教育の基礎
教育心理—学習をどう指導するか
阪本 一郎
1
1東京学芸大学
pp.16-19
発行日 1961年1月1日
Published Date 1961/1/1
DOI https://doi.org/10.11477/mf.1663903969
- 有料閲覧
- 文献概要
- 1ページ目
〈新しい学習指導とは〉
ここで学習というのは,ごく広い意味においてである。普通には文字を覚えるとか,計算の仕方を覚えるとかいうように,知識を吸収することを意味している場合が多いが,心理学では,幼児が歩行できるようになるのも,少年が野球をするようになるのも,少女がセンチメンタルな小説が好きになるのも,みんな学習ということばに含めている。つまり個人に新しい魅力や態度が可能になることはみな学習とよぶのである。

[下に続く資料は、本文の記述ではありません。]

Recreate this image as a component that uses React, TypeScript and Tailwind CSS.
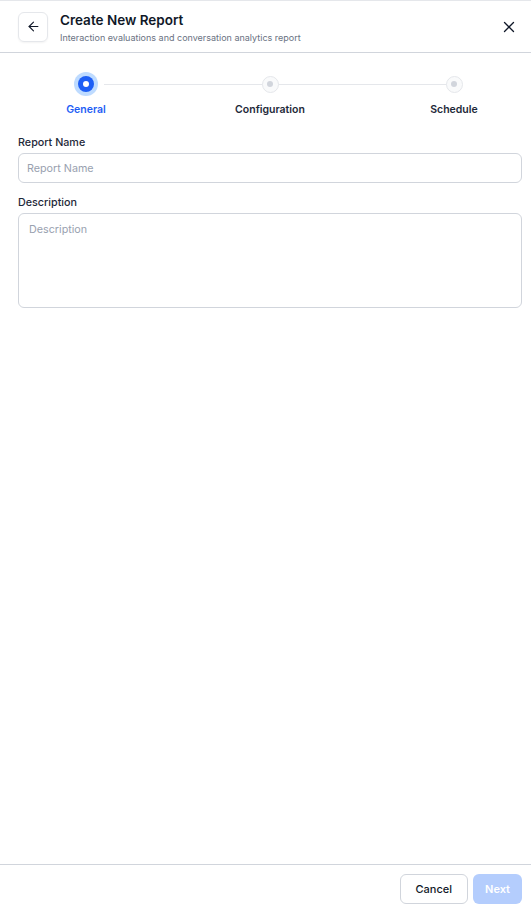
import { ArrowLeft, X } from 'lucide-react';
import clsx from 'clsx';

const steps = ['General', 'Configuration', 'Schedule'];

export default function App() {
  const current = 0;

  return (
    <div className="h-screen flex flex-col bg-white border-t border-gray-200 font-['Inter',sans-serif] text-gray-900">
      {/* Header */}
      <div className="flex items-center gap-3 px-[18px] h-[52px] border-b border-gray-300 shrink-0">
        <button className="w-[30px] h-[30px] flex items-center justify-center rounded-md border border-gray-200 shadow-xs text-gray-900">
          <ArrowLeft size={15} strokeWidth={1.75} />
        </button>
        <div className="flex-1 min-w-0 pt-[2px]">
          <div className="text-[13.5px] font-semibold leading-5 text-gray-900">Create New Report</div>
          <div className="text-[9px] leading-4 text-gray-500">
            Interaction evaluations and conversation analytics report
          </div>
        </div>
        <button className="w-6 h-6 -mr-[8px] flex items-center justify-center text-gray-900">
          <X size={18} strokeWidth={1.75} />
        </button>
      </div>

      {/* Body */}
      <div className="flex-1 overflow-y-auto pl-[18px] pr-[9px]">
        <div className="relative flex justify-between px-[18px] pt-[19px]">
          <div className="absolute left-[86px] right-[68px] top-[31px] h-px bg-gray-200" />
          {steps.map((s, i) => (
            <div key={s} className="relative w-[100px] flex flex-col items-center">
              {i === current ? (
                <div className="w-6 h-6 rounded-full bg-blue-200 flex items-center justify-center">
                  <div className="w-4 h-4 rounded-full bg-[#1d5ef5] flex items-center justify-center">
                    <div className="w-[6px] h-[6px] rounded-full bg-white" />
                  </div>
                </div>
              ) : (
                <div className="w-6 h-6 flex items-center justify-center">
                  <div className="w-[17px] h-[17px] rounded-full border border-gray-200 bg-gray-50 flex items-center justify-center">
                    <div className="w-[6px] h-[6px] rounded-full bg-gray-300" />
                  </div>
                </div>
              )}
              <div
                className={clsx(
                  'mt-[6px] text-[10.5px] font-semibold leading-4',
                  i === current ? 'text-[#1d5ef5]' : 'text-gray-800'
                )}
              >
                {s}
              </div>
            </div>
          ))}
        </div>

        <div className="mt-[16px]">
          <label className="block text-[10.75px] font-medium text-gray-800 leading-[18px]">Report Name</label>
          <input
            placeholder="Report Name"
            className="mt-[1px] w-full h-[30px] rounded-md border border-gray-300 px-[8px] text-[10.75px] placeholder:text-gray-400 outline-none"
          />
        </div>

        <div className="mt-[11px]">
          <label className="block text-[10.75px] font-medium text-gray-800 leading-[18px]">Description</label>
          <textarea
            placeholder="Description"
            className="mt-[1px] w-full h-[95px] block rounded-md border border-gray-300 px-[10px] py-[8px] text-[10.75px] placeholder:text-gray-400 outline-none resize-none"
          />
        </div>
      </div>

      {/* Footer */}
      <div className="shrink-0 border-t border-gray-300 flex justify-end gap-[5px] pl-[18px] pr-[9px] pt-[9px] pb-[3px]">
        <button className="h-[30px] px-[15px] rounded-md border border-gray-300 bg-white text-[11px] font-medium text-gray-900">
          Cancel
        </button>
        <button className="h-[30px] px-[12px] rounded-md bg-[#b4cdfd] text-[11px] font-semibold text-white">
          Next
        </button>
      </div>
    </div>
  );
}
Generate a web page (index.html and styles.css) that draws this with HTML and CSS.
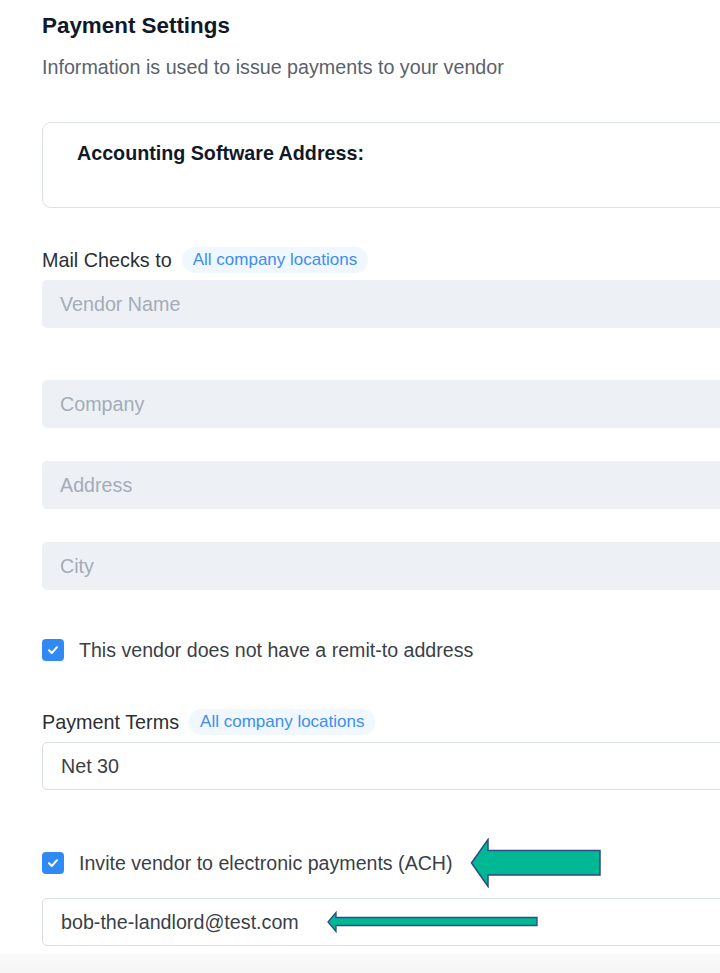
FILE: index.html
```html
<!DOCTYPE html>
<html lang="en">

<head>
    <meta charset="UTF-8">
    <meta name="viewport" content="width=device-width, initial-scale=1.0">
    <title>Payment Settings</title>
    <link rel="stylesheet" href="styles.css">
</head>

<body>
    <div class="page">
        <h2 class="title">Payment Settings</h2>
        <p class="subtitle">Information is used to issue payments to your vendor</p>

        <div class="card">
            <div class="card-title">Accounting Software Address:</div>
        </div>

        <div class="label-row mail-label">
            <span class="label">Mail Checks to</span>
            <span class="badge">All company locations</span>
        </div>
        <div class="input filled">Vendor Name</div>
        <div class="input filled gap-lg">Company</div>
        <div class="input filled gap-md">Address</div>
        <div class="input filled gap-md">City</div>

        <div class="check-row remit">
            <span class="checkbox">
                <svg width="12" height="10" viewBox="0 0 12 10"><path d="M2 5.2 L4.8 8 L10 2.2" fill="none" stroke="#fff" stroke-width="2" stroke-linecap="round" stroke-linejoin="round"/></svg>
            </span>
            <span class="check-text">This vendor does not have a remit-to address</span>
        </div>

        <div class="label-row terms-label">
            <span class="label">Payment Terms</span>
            <span class="badge">All company locations</span>
        </div>
        <div class="input plain">Net 30</div>

        <div class="check-row ach">
            <span class="checkbox">
                <svg width="12" height="10" viewBox="0 0 12 10"><path d="M2 5.2 L4.8 8 L10 2.2" fill="none" stroke="#fff" stroke-width="2" stroke-linecap="round" stroke-linejoin="round"/></svg>
            </span>
            <span class="check-text">Invite vendor to electronic payments (ACH)</span>
            <svg class="arrow-big" width="132" height="50" viewBox="0 0 132 50">
                <polygon points="1.5,25 18,1.5 18,12.5 130,12.5 130,37 18,37 18,48.5" fill="#00b894" stroke="#2d4a8a" stroke-width="1.5" stroke-linejoin="miter"/>
            </svg>
        </div>
        <div class="input plain email">
            <span>bob-the-landlord@test.com</span>
            <svg class="arrow-small" width="212" height="22" viewBox="0 0 212 22">
                <polygon points="1,11 9,1.5 9,6.5 210,6.5 210,14.5 9,14.5 9,20.5" fill="#00b894" stroke="#2d4a8a" stroke-width="1.3"/>
            </svg>
        </div>
    </div>
    <div class="footer-strip"></div>
</body>

</html>
```

FILE: styles.css
```css
*{
    margin: 0;
    padding: 0;
    box-sizing: border-box;
}
html, body{
    background-color: #fff;
    overflow: hidden;
}
body{
    font-family: "Liberation Sans", Arial, sans-serif;
    color: #333;
    width: 720px;
}
.page{
    padding: 13px 0 0 42px;
    width: 720px;
    overflow: hidden;
    display: flex;
    flex-direction: column;
    align-items: flex-start;
}
.title{
    font-size: 22.4px;
    font-weight: bold;
    color: #111827;
    line-height: 26px;
}
.subtitle{
    font-size: 19.7px;
    color: #5b616b;
    margin-top: 17px;
    line-height: 22px;
}
.card{
    margin-top: 44px;
    width: 700px;
    flex-shrink: 0;
    height: 86px;
    border: 1.5px solid #dde2ea;
    border-radius: 9px;
    padding: 18px 0 0 34px;
}
.card-title{
    font-size: 19.7px;
    font-weight: bold;
    color: #111827;
    line-height: 24px;
}
.label-row{
    display: flex;
    align-items: center;
    gap: 10px;
    height: 28px;
}
.mail-label{
    margin-top: 38px;
}
.terms-label{
    margin-top: 46px;
}
.label{
    font-size: 19.8px;
    color: #2b2f36;
}
.badge{
    background-color: #f0f7ff;
    color: #3d8ef0;
    font-size: 17px;
    border-radius: 14px;
    padding: 4px 11px;
    line-height: 18px;
}
.input{
    width: 700px;
    flex-shrink: 0;
    height: 48px;
    border-radius: 5px;
    font-size: 19.7px;
    padding-left: 18px;
    display: flex;
    align-items: center;
    margin-top: 6px;
}
.filled{
    background-color: #edf1f5;
    color: #a3acb8;
}
.gap-lg{
    margin-top: 52px;
}
.gap-md{
    margin-top: 33px;
}
.plain{
    background-color: #fff;
    border: 1.5px solid #d8dde6;
    color: #3a3f47;
}
.check-row{
    display: flex;
    align-items: center;
}
.remit{
    margin-top: 48px;
    height: 24px;
}
.ach{
    margin-top: 48px;
    height: 50px;
}
.checkbox{
    width: 22px;
    height: 22px;
    border-radius: 4px;
    background-color: #2f8bf3;
    display: flex;
    align-items: center;
    justify-content: center;
    margin-right: 15px;
}
.check-text{
    font-size: 19.6px;
    color: #3a3f47;
}
.arrow-big{
    margin-left: 17px;
}
.email{
    margin-top: 10px;
}
.arrow-small{
    margin-left: 28px;
}
.footer-strip{
    height: 20px;
    margin-top: 8px;
    background: linear-gradient(#fafafa, #f5f5f5);
}
```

むかしの教育は,記憶本位であった。なるべく多くの知識を“詰み込み”,暗誦させ,答案用紙の上に再生させるのが仕事であった。だから成績のよい子というのは記憶力のよい子というのと同じで,その子の大脳の中にはほかの子よりもたくさんの知識が貯蔵されていたのである。だがその多量の知識が,かれの生活の全体にどれだけ役立っていたかは疑わしい。ラジオで“話の泉”という番組をやっているが,あんなふうな知識の断片をいくら頭の中に詰めこんでいても,本人の生活がよりゆたかに,より幸福に営まれるとは限らない。むかし学校時代に秀才だと言われた子どもが,世間へ出てから,かならずしも成功していないのも,そのためである。